He was born at Montauban, and at the age of thirteen accompanied his father, Charles-Benoît, comte de Guibert (1715–1786), chief of staff to Maréchal de Broglie, throughout the Seven Years' War in Germany, and was awarded the cross of St Louis and then promoted to the rank of colonel in the expedition to Corsica (1767).
In 1773 he visited Germany and was present at the Prussian regimental drills and army manœuvres; Frederick the Great, recognizing Guibert's ability, showed great favour to the young comte and freely discussed military questions with him. Guibert's Journal d'un voyage en Allemagne was published, with a memoir, by Toulongeon (Paris, 1803). His Défense du système de guerre moderne, a reply to his many critics (Neuchâtel, 1779) is a reasoned and scientific defence of the Prussian method of tactics, which formed the basis of his work when in 1775 he began to co-operate with the count de Saint-Germain in a series of much-needed and successful reforms in the French army. During those years, he also won the love of Julie de Lespinasse, whose love letters to him, later published, are still read today.
In 1777, however, Saint-Germain fell into disgrace, and his fall involved that of Guibert who was promoted to the rank of maréchal de camp and relegated to a provincial staff appointment. In his semi-retirement he vigorously defended his old chief Saint-Germain against his detractors. On the eve of the Revolution he was recalled to the War Office, but in his turn he became the object of attack and he died, practically of disappointment, on 6 May 1790.

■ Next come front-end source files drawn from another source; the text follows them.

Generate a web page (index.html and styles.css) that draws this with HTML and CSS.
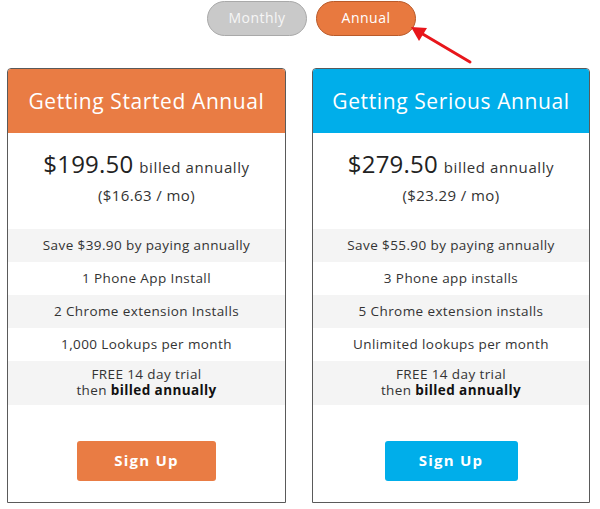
FILE: index.html
```html
<!DOCTYPE html>
<html>
<head>
<meta charset="utf-8">
<link rel="stylesheet" href="styles.css">
</head>
<body>
<div class="page">
  <div class="toggle">
    <div class="pill pill-off">Monthly</div>
    <div class="pill pill-on">Annual</div>
  </div>
  <svg class="arrow" width="80" height="60" viewBox="400 15 80 60">
    <line x1="470" y1="62" x2="421" y2="33" stroke="#e8161b" stroke-width="3" stroke-linecap="round"/>
    <polygon points="411,27 427,28 419,41" fill="#e8161b"/>
  </svg>
  <div class="cards">
    <div class="card">
      <div class="head head-orange">Getting Started Annual</div>
      <div class="price">
        <div class="price-line"><span class="amount">$199.50</span> <span class="billed">billed annually</span></div>
        <div class="permo">($16.63 / mo)</div>
      </div>
      <div class="row alt">Save $39.90 by paying annually</div>
      <div class="row">1 Phone App Install</div>
      <div class="row alt">2 Chrome extension Installs</div>
      <div class="row">1,000 Lookups per month</div>
      <div class="row-tall alt">FREE 14 day trial<br>then <b>billed annually</b></div>
      <div class="foot"><div class="btn btn-orange">Sign Up</div></div>
    </div>
    <div class="card card-two">
      <div class="head head-blue">Getting Serious Annual</div>
      <div class="price">
        <div class="price-line"><span class="amount">$279.50</span> <span class="billed">billed annually</span></div>
        <div class="permo">($23.29 / mo)</div>
      </div>
      <div class="row alt">Save $55.90 by paying annually</div>
      <div class="row">3 Phone app installs</div>
      <div class="row alt">5 Chrome extension installs</div>
      <div class="row">Unlimited lookups per month</div>
      <div class="row-tall alt">FREE 14 day trial<br>then <b>billed annually</b></div>
      <div class="foot"><div class="btn btn-blue">Sign Up</div></div>
    </div>
  </div>
</div>
</body>
</html>
```
FILE: styles.css
```css
html, body {
  margin: 0;
  padding: 0;
  background: #ffffff;
}
body {
  font-family: "Open Sans", "Noto Sans", sans-serif;
  color: #333;
}
.page {
  position: relative;
  width: 600px;
  height: 509px;
}
.toggle {
  display: flex;
  gap: 9px;
  padding: 1px 0 0 207px;
}
.pill {
  box-sizing: border-box;
  width: 100px;
  height: 35px;
  border-radius: 17.5px;
  display: flex;
  align-items: center;
  justify-content: center;
  padding-bottom: 2px;
  font-size: 14px;
  color: #fff;
  letter-spacing: 0.5px;
}
.pill-off {
  background: #c9c9c9;
  border: 1px solid #a9a9a9;
  color: #f6f6f6;
}
.pill-on {
  background: #e8793f;
  border: 1px solid #b95a2a;
}
.arrow {
  position: absolute;
  left: 400px;
  top: 15px;
}
.cards {
  display: flex;
  gap: 26px;
  margin-top: 32px;
  padding-left: 7px;
}
.card {
  box-sizing: border-box;
  width: 279px;
  height: 435px;
  border: 1px solid #5a5a5a;
  border-radius: 4px 4px 0 0;
  display: flex;
  flex-direction: column;
  overflow: hidden;
}
.card-two {
  width: 278px;
}
.head {
  height: 64px;
  display: flex;
  align-items: center;
  justify-content: center;
  color: #fff;
  font-size: 21px;
  letter-spacing: 0.6px;
}
.head-orange { background: #e97c44; }
.head-blue { background: #00aeea; }
.price {
  height: 96px;
  display: flex;
  flex-direction: column;
  align-items: center;
  padding-top: 14px;
  box-sizing: border-box;
  color: #222;
}
.price-line {
  height: 32px;
  display: flex;
  align-items: baseline;
  gap: 6px;
}
.amount {
  font-size: 24px;
  letter-spacing: 0.2px;
}
.billed {
  font-size: 15px;
  color: #333;
  letter-spacing: 0.6px;
}
.permo {
  margin-top: 6px;
  font-size: 15px;
  color: #333;
  letter-spacing: 0.4px;
}
.row {
  box-sizing: border-box;
  height: 33px;
  padding-bottom: 2px;
  display: flex;
  align-items: center;
  justify-content: center;
  text-align: center;
  font-size: 13.5px;
  color: #333;
  letter-spacing: 0.4px;
}
.alt { background: #f4f4f4; }
.row-tall {
  box-sizing: border-box;
  height: 44px;
  padding-top: 5px;
  line-height: 16px;
  text-align: center;
  font-size: 13.5px;
  color: #333;
  letter-spacing: 0.4px;
}
.row-tall b { font-weight: 700; color: #111; }
.foot {
  flex: 1;
  display: flex;
  justify-content: center;
  padding-top: 36px;
}
.btn {
  box-sizing: border-box;
  width: 139px;
  height: 40px;
  padding-bottom: 2px;
  border-radius: 3px;
  display: flex;
  align-items: center;
  justify-content: center;
  color: #fff;
  font-weight: 700;
  font-size: 15px;
  letter-spacing: 1.2px;
}
.btn-orange { background: #e97c44; }
.btn-blue { background: #00aeea; width: 133px; }
```
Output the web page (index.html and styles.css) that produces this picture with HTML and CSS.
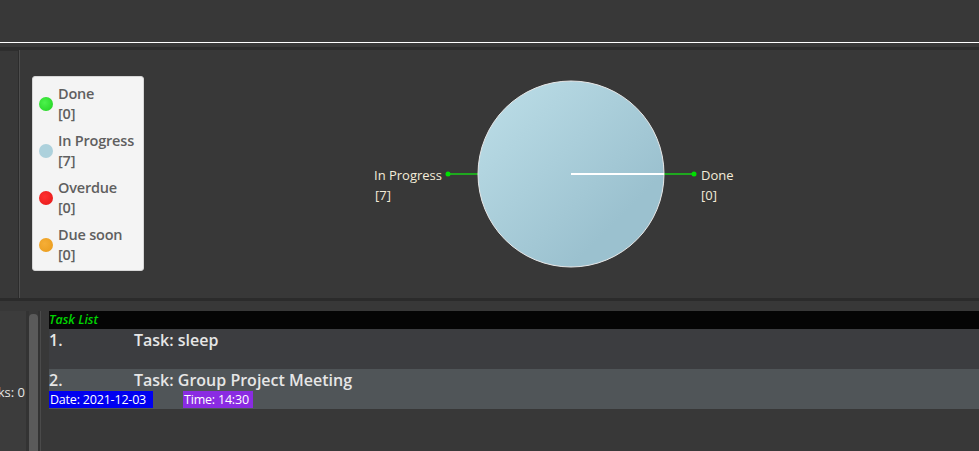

In 1770 he published his Essai général de tactique in London, and this celebrated work appeared in numerous subsequent editions and in English, German and even Persian translations (extracts also in Liskenne and Sauvan, Bibl. historique et militaire, Paris, 1845). Of this work (for a detailed critique of which see Max Jahns, Gesch. d. Kriegswissenschaften, vol. iii. pp. 2058–2070 and references therein) it may be said that it was the best essay on war produced by a soldier during a period in which tactics were discussed even in the salon and military literature was more abundant than at any time up to 1871.
Apart from technical questions, in which Guibert's enlightened conservatism stands in marked contrast to the doctrinaire progressiveness of Menil Durand, Folard and others, the book is chiefly valued for its broad outlook on the state of Europe, especially of military Europe in the period 1763-1792. One quotation may be given as being a most remarkable prophecy of the impending revolution in the art of war, a revolution which the "advanced" tacticians themselves scarcely foresaw. "The standing armies, while a burden on the people, are inadequate for the achievement of great and decisive results in war, and meanwhile the mass of the people, untrained in arms, degenerates. ... The hegemony over Europe will fall to that nation which ... becomes possessed of manly virtues and creates a national army"—a prediction fulfilled almost to the letter within twenty years of Guibert's death.
Other works of Guibert, besides those mentioned, are: Observations sur la constitution politique et militaire des armées de S. M. Prussienne (Amsterdam, 1778), Eloges of Marshal Catinat (1775), of Michel de l'Hôpital (1778), and of Frederick the Great (1787). Guibert was a member of the Académie française from 1786, and he also wrote a tragedy, Le Connétable de Bourbon (1775) and a journal of travels in France and Switzerland. His final work was De la force publique considérée par tous ses rapports (Paris: Didot l'aîné, 1790) in which he contradicted several of the postulates on militias and professional armies. Guibert's writing on the subject - pondering the advantages and disadvantages of militias/conscript armies and mercenaries/professional forces until this day cover most fundamental arguments on the subject.